Tuesday, June 3, 2008

Some thoughts on the upcoming Heller decision

As pro-gun and anti-gun advocates and supporters across the nation await the Supreme Court's decision in Heller v. D.C., the landmark Second Amendment case challenging the constitutionality of Washington, D.C.'s handgun ban, much ink and many electrons have been spilled in speculating on how the Court will decide. Will the Court decide 5-4? 6-3? Some other combination?

Of course, no one outside the Court really knows. Here's something to think about, though.

Writing last week at Volokh Conspiracy, Professor Orin Kerr observes that the low number of 5-4 Supreme Court opinions this term and speculates that one of the reasons for this is Chief Justice Roberts' willingness to accept controlling plurality opinions, rather than try to force a majority opinion out of an often closely divided court. In such cases with no one majority opinion, the controlling precedent for future cases and lower courts is the opinion whose members concurred in the (winning) result on the narrowest grounds. This is known as the Marks rule, derived from the Supreme Court's 1977 decision in Marks v. United States, 430 U.S. 188. As Professor Kerr explains,
First, a bit of background. It takes five votes for an opinion to become a binding "Opinion of the Court." When there is no one majority opinion, the Court has generally embraced what is known as the Marks rule, after Marks v. United States, 430 U.S. 188 (1977). The Marks rule is (essentially) that if there is no one majority opinion for the Court, the controlling opinion for future cases is the narrowest decision in favor of the winning side. As the Court put it in Marks, "When a fragmented Court decides a case and no single rationale explaining the result enjoys the assent of five Justices, the holding of the Court may be viewed as that position taken by those Members who concurred in the judgment on the narrowest grounds."

There isn't any one "opinion of the Court" in such cases, but the lower courts must follow the narrowest opinion for the winning side as if it were the majority opinion. And in recent years, the Justices themselves have largely treated the controlling opinions under Marks as if they were majority opinions for purposes of stare decisis. An example is Coker v. Georgia, where the binding opinion under the Marks rule was Justice White's plurality decision; in the recent litigation in Kennedy v. Louisiana, that plurality opinion was treated essentially as if it were a majority opinion.

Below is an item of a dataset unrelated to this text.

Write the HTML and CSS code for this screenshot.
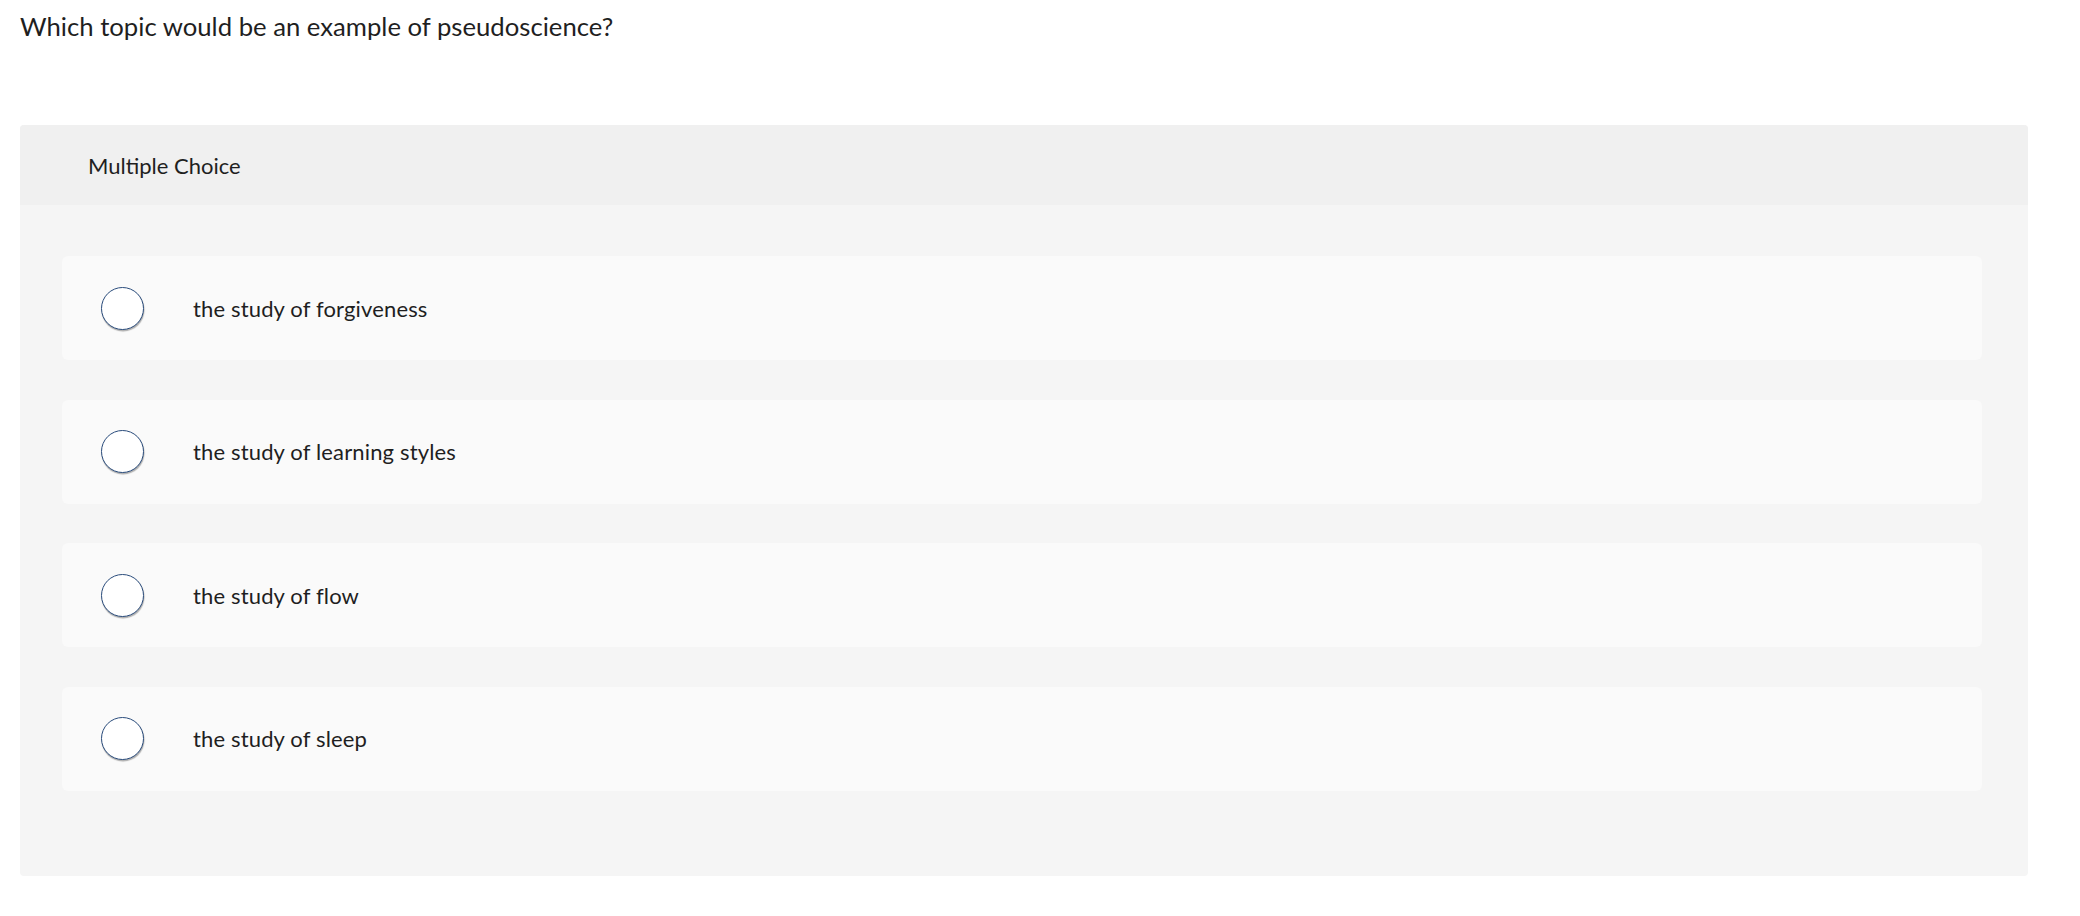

This is just a guess, but I would speculate that the low number of 5-4 cases may result in part from Chief Justice Roberts being more willing than the late Chief Justice Rehnquist to write or assign controlling plurality opinions instead of trying to force majority opinions out of a closely divided Court. In particular, the current configuration on the Court lets Chief Justice Roberts aim for a center-right position in which he starts with Alito, Kennedy, and himself on board. By taking a center-right position, he has a chance of picking up a vote from one of the liberal-leaning Justices who feel they can gain more by joining a center-right opinion than by dissenting. End result: fewer 5-4 decisions.
For example, on Monday the Supreme Court decided United States v. Santos, a case where the Marks rule applies. In Santos, a money-laundering case, the Court divided with four Justices on either side of the issue, and a concurrence by Justice Stevens in the result of Justice Scalia's opinion, whose opinion was supported by three other Justices. In this case, Justice Stevens' concurrence formed the narrowest basis for the decision, and thus under the Marks rule, is effectively the controlling opinion, even though all eight of the Court's other Justices did not share his legal reasoning on the issue!

So, in the event that Heller gets decided and there is not a single majority opinion (at least five votes for the result), then lower courts would have to use the Marks rule to figure out the holding of the Court's decision. For example, it may be that a majority of the Justices rule that the Second Amendment is an individual right, and that D.C.'s total ban on all handguns violates that right. The Justices, however, might differ on the legal rationale for why the ban is unconstitutional. In the event that no single rationale is endorsed by a majority of the Justices, the Marks rule would indicate that the plurality opinion that rests on the narrowest rationale would constitute the holding of the Court.